* BEGIN DATA TO PROCESS *
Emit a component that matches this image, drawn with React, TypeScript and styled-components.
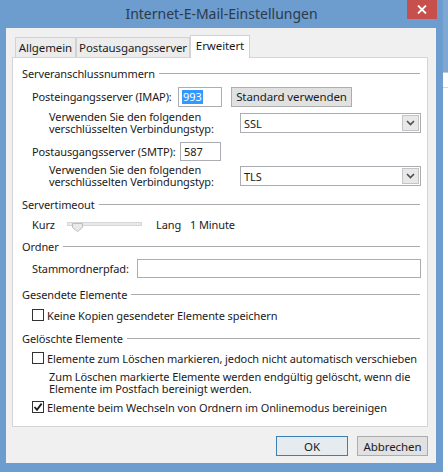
import React from "react";
import styled, { createGlobalStyle } from "styled-components";

const GlobalStyle = createGlobalStyle`
  html, body {
    margin: 0;
    padding: 0;
    background: #ffffff;
  }
  body {
    font-family: "Noto Sans", "Open Sans", sans-serif;
    font-size: 11px;
    letter-spacing: -0.1px;
    color: #1b1b1b;
  }
`;

const Screen = styled.div`
  display: flex;
  width: 448px;
  height: 472px;
  overflow: hidden;
`;

const Frame = styled.div`
  width: 443px;
  flex: none;
  display: flex;
  flex-direction: column;
  background: #6d9cce;
`;

const Backdrop = styled.div`
  flex: 1;
  display: flex;
  flex-direction: column;
  background: #ffffff;
`;

const BackdropHead = styled.div`
  height: 72px;
  background: #7ea7d3;
  border-bottom: 1px solid #c9c9c9;
`;

const BackdropRule = styled.div`
  margin-top: 14px;
  border-top: 1px solid #d6d6d6;
`;

const TitleBar = styled.div`
  height: 28px;
  flex: none;
  display: grid;
  grid-template-columns: 1fr auto 1fr;
  align-items: start;
`;

const Title = styled.div`
  grid-column: 2;
  margin-top: 5px;
  font-size: 14px;
  line-height: 18px;
  letter-spacing: 0;
  color: #2c3a4a;
`;

const CloseButton = styled.div`
  grid-column: 3;
  justify-self: end;
  margin-right: 6px;
  width: 30px;
  height: 19px;
  background: #c7504c;
  display: flex;
  align-items: center;
  justify-content: center;
`;

const Client = styled.div`
  flex: 1;
  margin: 0 7px 9px 6px;
  padding: 0 8px 0 6px;
  background: #f0f0f0;
  display: flex;
  flex-direction: column;
`;

const TabStrip = styled.div`
  display: flex;
  align-items: flex-end;
  height: 22px;
  margin-top: 7px;
  padding-left: 3px;
`;

const Tab = styled.div<{ $active?: boolean; $w: number }>`
  position: relative;
  box-sizing: border-box;
  width: ${(p) => p.$w}px;
  height: ${(p) => (p.$active ? 23 : 20)}px;
  margin-bottom: ${(p) => (p.$active ? -1 : 0)}px;
  padding-bottom: ${(p) => (p.$active ? 3 : 0)}px;
  border: 1px solid #d2d2d2;
  border-bottom: none;
  background: ${(p) => (p.$active ? "#ffffff" : "#ececec")};
  z-index: ${(p) => (p.$active ? 1 : 0)};
  display: flex;
  align-items: center;
  justify-content: center;
  font-size: 11.5px;
`;

const Panel = styled.div`
  box-sizing: border-box;
  height: 370px;
  flex: none;
  background: #ffffff;
  border: 1px solid #d5d5d5;
  padding: 0 6px 0 9px;
  display: flex;
  flex-direction: column;
`;

const Heading = styled.div<{ $top: number }>`
  display: flex;
  align-items: center;
  gap: 4px;
  height: 14px;
  margin-top: ${(p) => p.$top}px;
  padding-right: 1px;
  &::after {
    content: "";
    flex: 1;
    border-top: 1px solid #ababab;
  }
`;

const Row = styled.div<{ $top: number; $h: number; $indent?: number }>`
  display: flex;
  align-items: center;
  height: ${(p) => p.$h}px;
  margin-top: ${(p) => p.$top}px;
  padding-left: ${(p) => p.$indent ?? 10}px;
`;

const Label = styled.div<{ $w?: number; $gap?: number }>`
  flex: none;
  width: ${(p) => (p.$w ? `${p.$w}px` : "auto")};
  margin-left: ${(p) => p.$gap ?? 0}px;
  line-height: 13px;
`;

// one line of a wrapped label, kept to a fixed pitch
const Line = styled.div`
  height: 12px;
  line-height: 12px;
  white-space: nowrap;
`;

const TextBox = styled.div<{ $w?: number; $h: number }>`
  box-sizing: border-box;
  flex: ${(p) => (p.$w ? "none" : "1")};
  width: ${(p) => (p.$w ? `${p.$w}px` : "auto")};
  height: ${(p) => p.$h}px;
  border: 1px solid #abadb3;
  background: #ffffff;
  display: flex;
  align-items: center;
  padding-left: 3px;
`;

const Selected = styled.span`
  background: #3399ff;
  color: #ffffff;
  line-height: 14px;
  padding: 0 1px;
`;

const Button = styled.div<{ $w: number; $default?: boolean; $gap?: number }>`
  box-sizing: border-box;
  flex: none;
  width: ${(p) => p.$w}px;
  height: 20px;
  margin-left: ${(p) => p.$gap ?? 0}px;
  border: 1px solid ${(p) => (p.$default ? "#3c7fb1" : "#adadad")};
  background: ${(p) => (p.$default ? "#e6ebf0" : "#e1e1e1")};
  display: flex;
  align-items: center;
  justify-content: center;
  font-size: 11.5px;
`;

const Select = styled.div`
  box-sizing: border-box;
  flex: none;
  width: 181px;
  height: 20px;
  border: 1px solid #abadb3;
  background: #ffffff;
  display: flex;
  align-items: center;
  justify-content: space-between;
  padding: 0 1px 0 3px;
`;

const DropButton = styled.div`
  box-sizing: border-box;
  width: 17px;
  height: 16px;
  border: 1px solid #c4c4c4;
  background: #e8e8e8;
  display: flex;
  align-items: center;
  justify-content: center;
`;

const Track = styled.div`
  flex: none;
  width: 75px;
  height: 12px;
  display: flex;
  align-items: center;
`;

const TrackBar = styled.div`
  box-sizing: border-box;
  width: 100%;
  height: 4px;
  border: 1px solid #d6d6d6;
  background: #e7eaea;
  display: flex;
  align-items: center;
  padding-left: 4px;
`;

const Thumb = styled.svg`
  flex: none;
  margin-top: 6px;
`;

const CheckRow = styled(Row)`
  gap: 3px;
`;

const CheckBox = styled.div`
  box-sizing: border-box;
  flex: none;
  width: 12px;
  height: 12px;
  border: 1px solid #333333;
  background: #ffffff;
  display: flex;
  align-items: center;
  justify-content: center;
`;

const Note = styled.div<{ $top: number }>`
  margin-top: ${(p) => p.$top}px;
  padding-left: 27px;
`;

const Actions = styled.div`
  display: flex;
  justify-content: flex-end;
  gap: 9px;
  margin-top: 9px;
`;

const Chevron = () => (
  <svg width="9" height="6" viewBox="0 0 9 6">
    <polyline points="1,1 4.5,4.5 8,1" fill="none" stroke="#4d4d4d" strokeWidth="1.6" />
  </svg>
);

const Dropdown = ({ value }: { value: string }) => (
  <Select>
    <span>{value}</span>
    <DropButton>
      <Chevron />
    </DropButton>
  </Select>
);

const Check = ({ checked }: { checked?: boolean }) => (
  <CheckBox>
    {checked && (
      <svg width="10" height="10" viewBox="0 0 10 10">
        <polyline points="1.5,5 4,7.8 8.6,1.6" fill="none" stroke="#1b1b1b" strokeWidth="1.8" />
      </svg>
    )}
  </CheckBox>
);

const ConnectionRow = ({ top, h, value }: { top: number; h: number; value: string }) => (
  <Row $top={top} $h={h} $indent={27}>
    <Label $w={191}>
      <Line>Verwenden Sie den folgenden</Line>
      <Line>verschlüsselten Verbindungstyp:</Line>
    </Label>
    <Dropdown value={value} />
  </Row>
);

export default function App() {
  return (
    <>
      <GlobalStyle />
      <Screen>
        <Frame>
          <TitleBar>
            <Title>Internet-E-Mail-Einstellungen</Title>
            <CloseButton>
              <svg width="10" height="9" viewBox="0 0 10 9">
                <path d="M1 0.5 L9 8.5 M9 0.5 L1 8.5" stroke="#ffffff" strokeWidth="1.8" />
              </svg>
            </CloseButton>
          </TitleBar>
          <Client>
            <TabStrip>
              <Tab $w={61}>Allgemein</Tab>
              <Tab $w={114}>Postausgangsserver</Tab>
              <Tab $w={60} $active>
                Erweitert
              </Tab>
            </TabStrip>
            <Panel>
              <Heading $top={8}>Serveranschlussnummern</Heading>
              <Row $top={6} $h={21}>
                <Label $w={146}>Posteingangsserver (IMAP):</Label>
                <TextBox $w={44} $h={20}>
                  <Selected>993</Selected>
                </TextBox>
                <Button $w={121} $gap={9}>
                  Standard verwenden
                </Button>
              </Row>
              <ConnectionRow top={5} h={22} value="SSL" />
              <Row $top={7} $h={20}>
                <Label $w={148}>Postausgangsserver (SMTP):</Label>
                <TextBox $w={41} $h={19}>
                  587
                </TextBox>
              </Row>
              <ConnectionRow top={3} h={24} value="TLS" />

              <Heading $top={9}>Servertimeout</Heading>
              <Row $top={5} $h={16}>
                <Label $w={35}>Kurz</Label>
                <Track>
                  <TrackBar>
                    <Thumb width="11" height="9" viewBox="0 0 11 9">
                      <path d="M0.5 0.5 H10.5 V4.5 L5.5 8.5 L0.5 4.5 Z" fill="#e9e9e9" stroke="#bdbdbd" />
                    </Thumb>
                  </TrackBar>
                </Track>
                <Label $w={34} $gap={14}>
                  Lang
                </Label>
                <Label>1 Minute</Label>
              </Row>

              <Heading $top={7}>Ordner</Heading>
              <Row $top={5} $h={21}>
                <Label $w={105}>Stammordnerpfad:</Label>
                <TextBox $h={19} />
              </Row>

              <Heading $top={8}>Gesendete Elemente</Heading>
              <CheckRow $top={6} $h={16}>
                <Check />
                <Label>Keine Kopien gesendeter Elemente speichern</Label>
              </CheckRow>

              <Heading $top={8}>Gelöschte Elemente</Heading>
              <CheckRow $top={5} $h={16}>
                <Check />
                <Label>Elemente zum Löschen markieren, jedoch nicht automatisch verschieben</Label>
              </CheckRow>
              <Note $top={5}>
                <Line>Zum Löschen markierte Elemente werden endgültig gelöscht, wenn die</Line>
                <Line>Elemente im Postfach bereinigt werden.</Line>
              </Note>
              <CheckRow $top={4} $h={16}>
                <Check checked />
                <Label>Elemente beim Wechseln von Ordnern im Onlinemodus bereinigen</Label>
              </CheckRow>
            </Panel>
            <Actions>
              <Button $w={72} $default>
                OK
              </Button>
              <Button $w={71}>Abbrechen</Button>
            </Actions>
          </Client>
        </Frame>
        <Backdrop>
          <BackdropHead />
          <BackdropRule />
        </Backdrop>
      </Screen>
    </>
  );
}
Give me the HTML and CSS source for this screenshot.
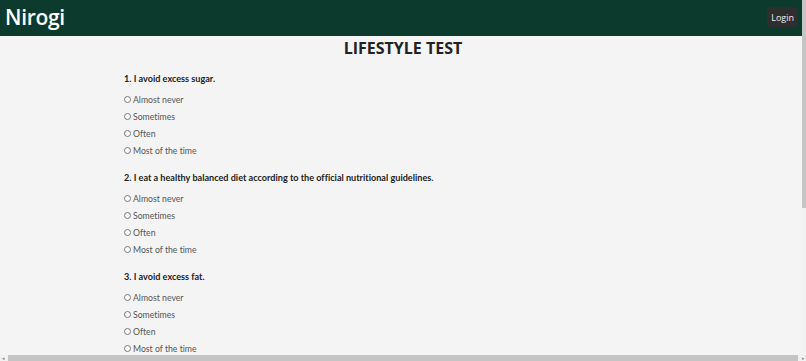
FILE: index.html
```html
<!DOCTYPE html>
<html lang="en">
<head>
<meta charset="utf-8">
<title>Nirogi - Lifestyle Test</title>
<link rel="stylesheet" href="styles.css">
</head>
<body>
<header class="topbar">
  <a class="brand" href="#">Nirogi</a>
  <button class="login" type="button">Login</button>
</header>
<main class="page">
  <h1 class="title">LIFESTYLE TEST</h1>
  <form class="quiz">
    <fieldset class="question">
      <legend class="q-text">1. I avoid excess sugar.</legend>
      <label class="option"><input type="radio" name="q1"> Almost never</label>
      <label class="option"><input type="radio" name="q1"> Sometimes</label>
      <label class="option"><input type="radio" name="q1"> Often</label>
      <label class="option"><input type="radio" name="q1"> Most of the time</label>
    </fieldset>
    <fieldset class="question">
      <legend class="q-text">2. I eat a healthy balanced diet according to the official nutritional guidelines.</legend>
      <label class="option"><input type="radio" name="q2"> Almost never</label>
      <label class="option"><input type="radio" name="q2"> Sometimes</label>
      <label class="option"><input type="radio" name="q2"> Often</label>
      <label class="option"><input type="radio" name="q2"> Most of the time</label>
    </fieldset>
    <fieldset class="question">
      <legend class="q-text">3. I avoid excess fat.</legend>
      <label class="option"><input type="radio" name="q3"> Almost never</label>
      <label class="option"><input type="radio" name="q3"> Sometimes</label>
      <label class="option"><input type="radio" name="q3"> Often</label>
      <label class="option"><input type="radio" name="q3"> Most of the time</label>
    </fieldset>
  </form>
</main>
<div class="vscroll" aria-hidden="true"><div class="vthumb"></div></div>
<div class="hscroll" aria-hidden="true"><span class="arrow">&#9666;</span><div class="hthumb"></div><span class="arrow">&#9656;</span></div>
</body>
</html>
```
FILE: styles.css
```css
html {
  background: #f4f4f4;
}
body {
  margin: 0;
  font-family: "Open Sans", "Noto Sans", sans-serif;
  color: #222;
  overflow: hidden;
  height: 361px;
}
.topbar {
  height: 36px;
  background: #0c3b2d;
  display: flex;
  align-items: center;
  justify-content: space-between;
  padding: 0 8px 0 5px;
}
.brand {
  color: #fff;
  text-decoration: none;
  font-size: 21px;
  font-weight: 600;
  line-height: 1;
  margin-top: -1px;
  letter-spacing: -0.3px;
}
.login {
  background: #2e2e2e;
  color: #f0f0f0;
  border: 0;
  border-radius: 3px;
  font-family: inherit;
  font-size: 9px;
  height: 20px;
  padding: 0 4px;
  margin-top: -2px;
}
.page {
  padding: 0 0 20px 124px;
}
.title {
  margin: 0 0 0 -124px;
  padding-top: 1px;
  text-align: center;
  font-size: 16px;
  font-weight: 700;
  line-height: 22px;
  color: #222;
}
.quiz {
  display: flex;
  flex-direction: column;
  gap: 15px;
  margin-top: 14px;
  font-family: "Lato", "Open Sans", sans-serif;
  font-variant-ligatures: none;
}
.question {
  border: 0;
  margin: 0;
  padding: 0;
  display: flex;
  flex-direction: column;
  gap: 5px;
}
.q-text {
  padding: 0;
  font-size: 9.1px;
  font-weight: 700;
  line-height: 12px;
  margin-bottom: 9px;
  color: #222;
}
.option {
  display: flex;
  align-items: center;
  gap: 2px;
  font-size: 8.7px;
  line-height: 12px;
  color: #555;
}
.option input {
  appearance: none;
  width: 7px;
  height: 7px;
  margin: 0 0 1px 0;
  border: 1px solid #777;
  border-radius: 50%;
  background: #fff;
}
.vscroll {
  position: fixed;
  top: 0;
  right: 0;
  width: 4px;
  height: 355px;
  background: #f1f1f1;
}
.vthumb {
  height: 208px;
  background: #c4c4c4;
}
.hscroll {
  position: fixed;
  left: 0;
  bottom: 0;
  width: 806px;
  height: 6px;
  background: #f1f1f1;
  display: flex;
  align-items: center;
}
.hthumb {
  flex: 1;
  height: 6px;
  background: #c4c4c4;
  margin: 0 2px;
}
.arrow {
  font-size: 5px;
  line-height: 6px;
  color: #888;
  width: 6px;
  text-align: center;
}
```
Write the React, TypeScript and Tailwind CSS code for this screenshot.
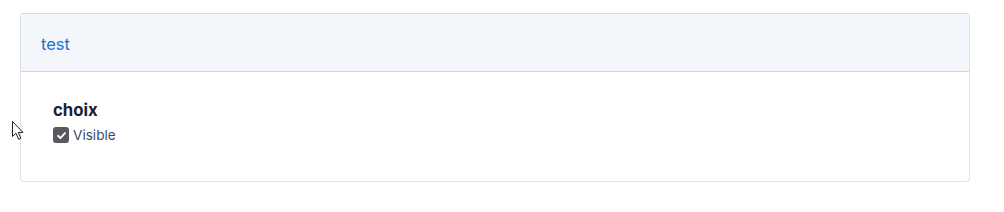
import React from "react";

export default function App() {
  return (
    <div className="relative w-[1004px] h-[212px] bg-white" style={{ fontFamily: "Inter, 'Noto Sans', sans-serif" }}>
      <div className="pt-[13px] pl-[20px]">
        <div className="w-[950px] h-[169px] rounded-[4px] border border-[#dfe3e8] border-t-[#c9dbf2] overflow-hidden flex flex-col">
          <div className="h-[58px] bg-[#f3f7fc] border-b border-[#c9d8ec] border-x-[#d3deeb] flex items-center pl-[20px]">
            <span className="text-[16.5px] text-[#1f6fd1] leading-[20px] mt-[2px]">test</span>
          </div>
          <div className="pl-[32px] pt-[27px]">
            <div className="text-[16.75px] font-bold text-[#1a2233] leading-[22px]">choix</div>
            <label className="flex items-center gap-[4px] mt-[5px]">
              <span className="w-[16px] h-[16px] rounded-[3px] bg-[#58595c] flex items-center justify-center">
                <svg width="11" height="11" viewBox="0 0 12 12" fill="none">
                  <path d="M2.2 6.3 L4.8 8.8 L9.8 3.3" stroke="white" strokeWidth="2" strokeLinecap="round" strokeLinejoin="round" />
                </svg>
              </span>
              <span className="text-[13.6px] text-[#3b4a66] leading-[18px]">Visible</span>
            </label>
          </div>
        </div>
      </div>
      <svg className="absolute left-[12px] top-[121px]" width="13" height="20" viewBox="0 0 13 20">
        <path d="M0.5 0.5 L0.5 15.5 L4 12.2 L6.6 18.3 L8.8 17.3 L6.3 11.4 L11 11.4 Z" fill="white" stroke="#222" strokeWidth="1" strokeLinejoin="round" />
      </svg>
    </div>
  );
}
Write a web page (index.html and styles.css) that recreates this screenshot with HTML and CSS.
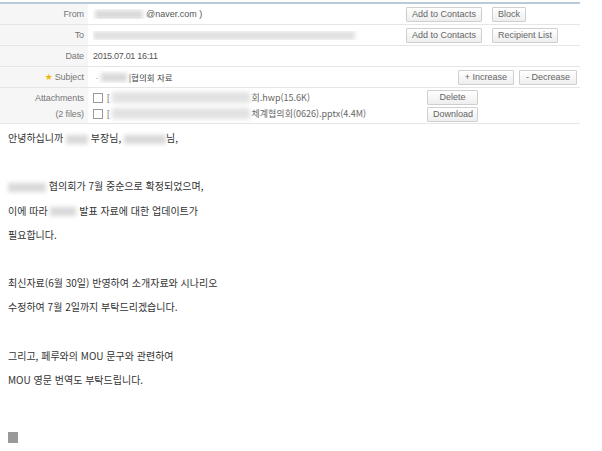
FILE: index.html
```html
<!DOCTYPE html>
<html lang="ko">
<head>
    <meta charset="UTF-8">
    <title>메일 읽기</title>
    <link rel="stylesheet" href="styles.css">
</head>
<body>
    <div class="mail-head">
        <div class="row">
            <div class="label">From</div>
            <div class="value">
                <span class="val-text"><span class="blur blur-from"></span>@naver.com )</span>
                <span class="btns">
                    <button>Add to Contacts</button>
                    <button>Block</button>
                </span>
            </div>
        </div>
        <div class="row">
            <div class="label">To</div>
            <div class="value">
                <span class="val-text"><span class="blur blur-to"></span></span>
                <span class="btns">
                    <button>Add to Contacts</button>
                    <button>Recipient List</button>
                </span>
            </div>
        </div>
        <div class="row">
            <div class="label">Date</div>
            <div class="value date">2015.07.01 16:11</div>
        </div>
        <div class="row">
            <div class="label"><span class="star">★</span> Subject</div>
            <div class="value subject">
                <span class="val-text ko">ᆞ<span class="blur blur-subj"></span>|협의회 자료</span>
                <span class="btns btns-right">
                    <button>+ Increase</button>
                    <button>- Decrease</button>
                </span>
            </div>
        </div>
        <div class="row row-files">
            <div class="label">Attachments<br>(2 files)</div>
            <div class="value">
                <div class="files">
                    <div class="file"><span class="check"></span>[<span class="blur blur-file"></span><span class="ko">회.hwp(15.6K)</span></div>
                    <div class="file"><span class="check"></span>[<span class="blur blur-file"></span><span class="ko">체계협의회(0626).pptx(4.4M)</span></div>
                </div>
                <div class="file-btns">
                    <button>Delete</button>
                    <button>Download</button>
                </div>
            </div>
        </div>
    </div>

    <div class="mail-body">
        <p>안녕하십니까 <span class="blur blur-name1"></span> 부장님, <span class="blur blur-name2"></span>님,</p>
        <p>&nbsp;</p>
        <p><span class="blur blur-org"></span> 협의회가 7월 중순으로 확정되었으며,</p>
        <p>이에 따라 <span class="blur blur-org2"></span> 발표 자료에 대한 업데이트가</p>
        <p>필요합니다.</p>
        <p>&nbsp;</p>
        <p>최신자료(6월 30일) 반영하여 소개자료와 시나리오</p>
        <p>수정하여 7월 2일까지 부탁드리겠습니다.</p>
        <p>&nbsp;</p>
        <p>그리고, 페루와의 MOU 문구와 관련하여</p>
        <p>MOU 영문 번역도 부탁드립니다.</p>
        <p>&nbsp;</p>
        <p>&nbsp;</p>
        <div class="sign"></div>
    </div>
</body>
</html>
```

FILE: styles.css
```css
body {
    margin: 0;
    background: #fff;
    font-family: "Liberation Sans", "Noto Sans CJK KR", sans-serif;
    color: #555;
}
.ko {
    font-family: "Noto Sans CJK KR", sans-serif;
}

/* header table */
.mail-head {
    width: 580px;
    margin-top: 2px;
    border-top: 2px solid #b9cbdb;
    font-size: 9px;
}
.row {
    display: grid;
    grid-template-columns: 88px 1fr;
    height: 20px;
    border-bottom: 1px solid #e6e6e6;
}
.row-files {
    height: 35px;
}
.label {
    background-color: #f6f6f6;
    color: #777;
    text-align: right;
    padding-right: 4px;
    display: flex;
    align-items: center;
    justify-content: flex-end;
    line-height: 16px;
    letter-spacing: -0.1px;
}
.star {
    color: #f2b705;
    font-family: "DejaVu Sans", sans-serif;
    font-size: 9px;
    margin-right: 2px;
}
.value {
    display: flex;
    align-items: center;
    padding-left: 5px;
    color: #555;
}
.date {
    letter-spacing: -0.3px;
    font-size: 9px;
}
.val-text {
    width: 313px;
    display: flex;
    align-items: center;
    white-space: nowrap;
    overflow: hidden;
}
.subject .val-text {
    color: #444;
    font-size: 8.5px;
}
.btns {
    display: flex;
    gap: 10px;
}
.btns-right {
    margin-left: auto;
    margin-right: 3px;
    gap: 5px;
}
button {
    height: 15px;
    padding: 0 5px;
    font-family: "Liberation Sans", sans-serif;
    font-size: 9px;
    color: #666;
    background: linear-gradient(#ffffff, #eeeeee);
    border: 1px solid #cfcfcf;
    border-radius: 1px;
    line-height: 13px;
}
.btns-right button {
    padding: 0 6px;
}

/* blurred / hidden parts */
.blur {
    display: inline-block;
    height: 9px;
    background: #d9d9d9;
    filter: blur(2px);
    vertical-align: middle;
}
.blur-from { width: 48px; margin: 0 3px 0 2px; }
.blur-to { width: 262px; background: #e0e0e0; }
.blur-subj { width: 26px; margin: 0 2px 0 0; }
.blur-file { width: 138px; height: 11px; margin: 0 2px; background: #e2e2e2; }
.blur-name1 { width: 22px; }
.blur-name2 { width: 42px; }
.blur-org { width: 38px; }
.blur-org2 { width: 26px; }

/* attachments */
.files {
    width: 334px;
    display: flex;
    flex-direction: column;
    gap: 4px;
}
.file {
    display: flex;
    align-items: center;
    height: 12px;
    color: #777;
    white-space: nowrap;
    font-size: 9px;
}
.file .ko {
    font-size: 9px;
    color: #666;
}
.check {
    width: 8px;
    height: 8px;
    border: 1px solid #9a9a9a;
    background: #fff;
    margin-right: 4px;
}
.file-btns {
    display: flex;
    flex-direction: column;
    gap: 2px;
}
.file-btns button {
    width: 51px;
}

/* message body */
.mail-body {
    padding: 2px 8px 0;
    font-family: "Noto Sans CJK KR", sans-serif;
    font-size: 10px;
    color: #333;
}
.mail-body p {
    margin: 0;
    line-height: 24.2px;
}
.sign {
    width: 10px;
    height: 11px;
    background: #999;
    margin-top: -9px;
}
```
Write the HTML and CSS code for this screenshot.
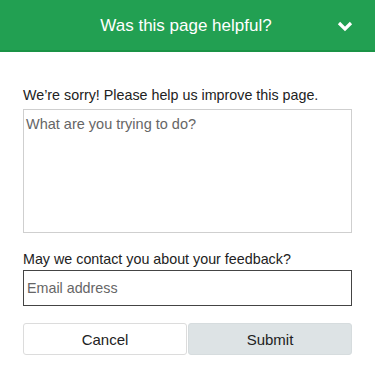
* END DATA TO PROCESS *
## GOAL
Look over the listing above. Pick out and copy every line that includes "Write".

## RESPONSE BELOW
Write the React, TypeScript and Tailwind CSS code for this screenshot.
Write a web page (index.html and styles.css) that recreates this screenshot with HTML and CSS.
Write the HTML and CSS code for this screenshot.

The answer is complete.